Under yesterday's order, new aluminum production projects are banned for three years and regulators will limit spending on factories to make steel, cement, glass, polysilicon used in solar panels and wind power equipment.

Without controls, "it will be hard to prevent vicious market competition and increase economic benefits, and this could result in facility closures, layoffs and increases in banks' bad assets," the State Council, the Chinese Cabinet, said on its Website. It said local authorities were partly to blame for runaway spending because they ignored planning guidelines.

The investment boom has also been fueled by government orders to state-owned banks to support growth by raising lending. Economists say that is likely to lead to excessive industrial investment, especially with stimulus-financed construction boosting demand and prices for steel, cement and other materials.

China's 4-trillion-yuan (US$586 billion) stimulus is meant to reduce reliance on exports by boosting domestic consumption with massive spending on construction of highways, airports and other projects. It helped boost economic growth to 7.9 percent in the quarter ended June 30.

New steel mills, cement factories and other projects will have to meet higher environmental and efficiency standards, the Cabinet said.

China is the world's biggest steel producer, and is trying to make the industry more competitive by closing smaller mills.
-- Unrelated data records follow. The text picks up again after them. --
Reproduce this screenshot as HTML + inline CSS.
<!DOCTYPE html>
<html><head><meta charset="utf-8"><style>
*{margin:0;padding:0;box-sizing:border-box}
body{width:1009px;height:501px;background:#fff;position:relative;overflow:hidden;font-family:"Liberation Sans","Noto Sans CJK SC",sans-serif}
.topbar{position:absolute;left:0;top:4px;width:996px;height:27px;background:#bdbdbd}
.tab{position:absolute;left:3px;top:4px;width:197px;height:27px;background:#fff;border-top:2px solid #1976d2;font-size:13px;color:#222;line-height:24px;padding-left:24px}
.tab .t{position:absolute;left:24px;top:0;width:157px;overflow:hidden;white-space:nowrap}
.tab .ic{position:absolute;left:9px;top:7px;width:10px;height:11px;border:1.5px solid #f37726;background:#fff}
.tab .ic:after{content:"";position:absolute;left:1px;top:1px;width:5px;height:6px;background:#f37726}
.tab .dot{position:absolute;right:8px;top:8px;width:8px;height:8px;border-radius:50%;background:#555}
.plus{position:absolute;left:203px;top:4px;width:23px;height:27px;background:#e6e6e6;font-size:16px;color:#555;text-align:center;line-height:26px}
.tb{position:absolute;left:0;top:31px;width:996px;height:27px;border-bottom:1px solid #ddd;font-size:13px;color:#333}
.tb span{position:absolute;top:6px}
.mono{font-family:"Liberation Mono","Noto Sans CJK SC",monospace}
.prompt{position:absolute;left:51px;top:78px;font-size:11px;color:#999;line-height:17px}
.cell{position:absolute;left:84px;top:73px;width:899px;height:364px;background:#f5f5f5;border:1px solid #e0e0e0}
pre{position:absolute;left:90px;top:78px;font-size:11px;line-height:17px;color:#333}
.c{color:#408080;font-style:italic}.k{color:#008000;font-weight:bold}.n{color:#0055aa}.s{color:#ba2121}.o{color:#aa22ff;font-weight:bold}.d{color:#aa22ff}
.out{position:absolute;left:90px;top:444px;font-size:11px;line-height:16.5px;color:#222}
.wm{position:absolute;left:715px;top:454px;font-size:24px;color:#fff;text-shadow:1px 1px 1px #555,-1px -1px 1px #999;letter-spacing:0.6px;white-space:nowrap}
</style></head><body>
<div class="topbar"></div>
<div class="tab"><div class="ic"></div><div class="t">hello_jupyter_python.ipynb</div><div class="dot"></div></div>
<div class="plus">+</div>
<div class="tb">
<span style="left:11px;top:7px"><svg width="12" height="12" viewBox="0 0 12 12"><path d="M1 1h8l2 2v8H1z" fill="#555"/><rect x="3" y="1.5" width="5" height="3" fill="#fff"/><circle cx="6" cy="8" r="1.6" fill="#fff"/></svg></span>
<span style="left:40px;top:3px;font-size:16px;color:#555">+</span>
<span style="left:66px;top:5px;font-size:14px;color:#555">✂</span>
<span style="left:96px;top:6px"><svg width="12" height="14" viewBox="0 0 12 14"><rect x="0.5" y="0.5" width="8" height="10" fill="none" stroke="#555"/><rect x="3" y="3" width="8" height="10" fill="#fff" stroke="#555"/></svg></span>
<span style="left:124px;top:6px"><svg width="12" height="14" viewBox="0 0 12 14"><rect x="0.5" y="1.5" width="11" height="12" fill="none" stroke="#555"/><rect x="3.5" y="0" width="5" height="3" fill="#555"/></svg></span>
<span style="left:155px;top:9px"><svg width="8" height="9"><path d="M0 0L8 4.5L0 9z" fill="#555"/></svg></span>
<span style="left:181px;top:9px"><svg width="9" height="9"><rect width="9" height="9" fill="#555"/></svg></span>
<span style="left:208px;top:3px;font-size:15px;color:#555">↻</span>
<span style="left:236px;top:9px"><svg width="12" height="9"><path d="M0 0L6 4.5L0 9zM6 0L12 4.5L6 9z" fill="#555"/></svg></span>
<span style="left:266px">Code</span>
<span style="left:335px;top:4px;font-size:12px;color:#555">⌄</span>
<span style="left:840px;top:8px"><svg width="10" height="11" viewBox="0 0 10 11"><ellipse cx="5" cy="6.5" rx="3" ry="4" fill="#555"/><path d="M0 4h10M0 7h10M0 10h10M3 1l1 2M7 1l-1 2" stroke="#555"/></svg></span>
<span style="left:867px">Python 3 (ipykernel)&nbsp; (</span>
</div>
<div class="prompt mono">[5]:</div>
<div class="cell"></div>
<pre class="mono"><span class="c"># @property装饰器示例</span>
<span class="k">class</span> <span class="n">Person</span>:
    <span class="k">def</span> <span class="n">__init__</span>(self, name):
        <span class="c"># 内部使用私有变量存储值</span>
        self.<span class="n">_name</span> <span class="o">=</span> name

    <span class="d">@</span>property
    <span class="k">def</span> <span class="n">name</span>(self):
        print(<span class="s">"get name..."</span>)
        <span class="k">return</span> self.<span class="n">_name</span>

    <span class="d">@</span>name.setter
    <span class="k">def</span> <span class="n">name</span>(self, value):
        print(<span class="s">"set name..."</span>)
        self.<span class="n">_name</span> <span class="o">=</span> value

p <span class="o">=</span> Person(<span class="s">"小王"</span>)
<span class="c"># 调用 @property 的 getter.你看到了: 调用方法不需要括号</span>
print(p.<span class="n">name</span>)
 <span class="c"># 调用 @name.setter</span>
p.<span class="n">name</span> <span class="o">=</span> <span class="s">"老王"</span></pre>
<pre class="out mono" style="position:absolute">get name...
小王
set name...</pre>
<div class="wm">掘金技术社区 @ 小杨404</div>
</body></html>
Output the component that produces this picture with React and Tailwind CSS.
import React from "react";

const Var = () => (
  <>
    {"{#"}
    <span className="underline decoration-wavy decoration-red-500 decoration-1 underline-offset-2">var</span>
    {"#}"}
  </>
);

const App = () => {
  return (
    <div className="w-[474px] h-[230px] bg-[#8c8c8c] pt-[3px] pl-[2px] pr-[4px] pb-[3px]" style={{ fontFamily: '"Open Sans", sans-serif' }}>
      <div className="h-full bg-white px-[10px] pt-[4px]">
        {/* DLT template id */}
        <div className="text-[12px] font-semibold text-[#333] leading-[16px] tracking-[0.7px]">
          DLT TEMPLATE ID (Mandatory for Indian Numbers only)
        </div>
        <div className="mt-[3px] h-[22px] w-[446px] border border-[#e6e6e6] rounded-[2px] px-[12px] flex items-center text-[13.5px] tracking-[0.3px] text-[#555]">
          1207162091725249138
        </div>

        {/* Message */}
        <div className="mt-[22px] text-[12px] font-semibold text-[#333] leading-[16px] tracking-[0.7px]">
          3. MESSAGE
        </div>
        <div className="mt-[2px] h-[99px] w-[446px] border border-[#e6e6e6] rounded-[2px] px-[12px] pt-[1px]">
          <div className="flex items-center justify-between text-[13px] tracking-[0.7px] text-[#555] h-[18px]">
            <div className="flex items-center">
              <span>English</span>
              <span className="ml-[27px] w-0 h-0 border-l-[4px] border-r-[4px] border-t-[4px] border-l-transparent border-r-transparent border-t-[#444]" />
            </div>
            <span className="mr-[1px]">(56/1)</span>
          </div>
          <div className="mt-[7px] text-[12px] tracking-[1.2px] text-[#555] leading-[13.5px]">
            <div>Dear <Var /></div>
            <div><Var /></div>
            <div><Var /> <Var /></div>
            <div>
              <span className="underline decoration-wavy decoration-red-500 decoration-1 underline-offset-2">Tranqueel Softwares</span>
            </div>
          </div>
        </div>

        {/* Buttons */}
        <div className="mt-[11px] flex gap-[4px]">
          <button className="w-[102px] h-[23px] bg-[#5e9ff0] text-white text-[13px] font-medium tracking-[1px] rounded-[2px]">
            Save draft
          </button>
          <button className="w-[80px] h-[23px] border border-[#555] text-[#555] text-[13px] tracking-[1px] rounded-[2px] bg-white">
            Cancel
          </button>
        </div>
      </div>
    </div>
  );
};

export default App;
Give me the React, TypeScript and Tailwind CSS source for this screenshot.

Regulators have tried to enforce similar changes in cement and other industries but local leaders who don't want to lose jobs and tax revenue resist closing outmoded facilities.

China's annual steel production capacity of 660 million tons already exceeds its needs of 500 million tons, and another 58 million tons of capacity is under construction, "much of it illegitimate," the statement said.

New steel mills must be approved by the central government instead of local authorities to ensure they meet environmental standards, the statement said.

Coal and petrochemical projects must meet higher energy efficiency standards and regulators will "speed up the elimination of backward projects," it added.

Proposed cement factories will be reviewed and developers forced to redesign any that do not meet standards, it said.

New polysilicon factories must be able to capture and recycle up to 99 percent of waste gases, the government said.

Proposed glass factories will be reviewed and must meet higher energy efficiency standards.